For my final project, I hope to lay the pedagogical groundwork for the development of a new version of the digital research notebook that could serve as the basis for a self-directed "course" or perhaps more accurately, "sequence of activities" on developing research skills. If successful, there could be a variety of potential applications for this notebook:
- incorporation of the entire notebook or modular elements of the notebook into other courses seeking to strengthen the scaffolding of the research and writing process outside of class time;
- as a resource in support of a reference interview in which peer-to-peer research assistants could help students focus on their current research/writing challenge, and then identify subsequent steps as activities in the research notebook;
- as a recommended resource for students engaging in writing consultations with the Undergraduate Writing Center;
- as the foundation for the development of a series of self-directed, sequenced learning modules in research skills and strategies.
1. What technologies (and these can be old, new, or emerging) might be most appropriate for your final project?
- Campus google docs: http://g.ucla.edu/
- CCLE (UCLA's Moodle instance)
- A growing series of YouTube videos on research strategies
2. Does your final project align with any of the trends represented in the Horizon Report you reviewed?
Related trends from the NMC Horizon Report > 2014 Higher Education Edition:Scaling Teaching Innovations
It is hard to say whether Honors 101i is innovative or not, but our assessments to date have all shown that it has been an effective course, both in terms of helping students develop a deeper and more diverse personal approach to the research process and in building a supportive learning community. For me the trend in this case is not so much "scaling teaching innovations" but rather: how do we scale effective instructional practice, particularly for a course that involves extensive engagement and interaction both online and face-to-face (f2f).
The question of scaling effective instructional practice is an exceptionally important one for us. Continually increasing enrollment increases the pressure on our existing service models for instruction and reference. For instructional services, our team is at or near our capacity. For research assistance services, while we are not currently close to our service capacity, our campus partners at the Undergraduate Writing Center are frequently fully booked. As we continue to learn the secrets of their success, we have the potential to greatly increase the number of students engaging with research assistance services in the future. Our challenge then is not one of advocacy or "inserting ourselves into the curriculum" -- in many ways we are already well integrated into the curriculum in strategic areas, and likely have more opportunities for embedded/consultative librarianship than our current staff size can effectively deliver. As just one example, there are multiple Undergraduate Education Initiatives with research components where we would welcome an opportunity to increase our instructional engagement given the staffing/capacity.

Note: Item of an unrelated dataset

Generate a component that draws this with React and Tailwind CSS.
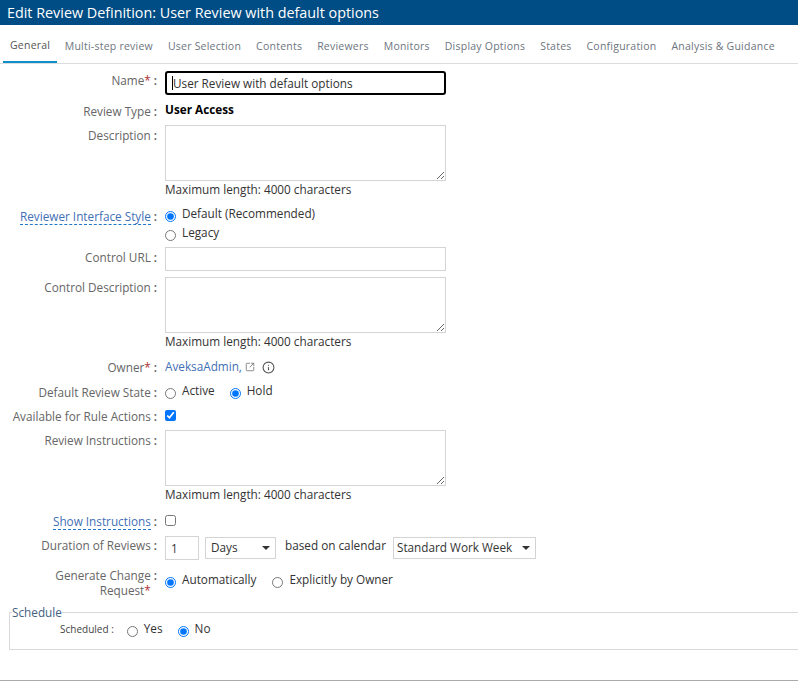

This will only be possible if we learn to build on the success of our smaller-scale engagements, and make some of those learning outcomes accessible to large groups of the undergraduate population through at-scale solutions. This speaks for the creation of a service ecosystem built out of the interaction between our existing services, and the innovative development of more scalable solutions.
Integration of Online, Hybrid, and Collaborative Learning
One could call the current approach to 101i "integrated" in that it attempts to bring together collaborative f2f instruction with independent and reflective learning outside of class time. By some definitions it is "hybrid" or "blended" instruction, though it would be hard to say whether the instruction leans toward either the face-to-face or online..... I think of the course as instruction involving a variety of modes, and find it challenging to imagine a course called "Research Today" taught without some sort of mix of the digital and "traditional."
The possible adaption of the course I'm exploring here relates well to the "integration" trend mentioned in the Horizon Report in that it is an attempt to adapt an effective instructional practice currently delivered in one context into a framework or collection of "de-bundled" instructional elements potentially impactful across multiple contexts and/or modes of learning.
Research Project Calculator, enhanced with google calendar integration, text reminders, and "smart" applications of learning analytics and the quantified self to assist students with the planning, personal organization, time-on-task, and meta-learning required for success with a long format research/writing assignment. Of course, we would want to make sure that in all of this, we would not be following entirely in the footsteps of clippy.
3. How does your choice of technology enhance or improve instruction, or motivate learners?
The technology here is not absolutely essential, and I hope that in addition to developing the google docs version of the research notebook, we will at the same time be able to develop a similar series of paper handouts that accomplish very similar learning outcomes. The higher-tech version would benefit from the use of supported campus technologies (like http://g.ucla.edu and http://ccle.ucla.edu). There is also a potential benefit from the integrated use of multiple tools (e.g., google docs + zotero/endnote + ....).
The general idea though, is to further diversity our instructional toolbox, and create learning opportunities for students that include but extend well beyond the one-shot, are effective for diverse learning styles, and are discoverable at a variety of points of need (including the syllabus, course management system, and through direct engagement with library service structures).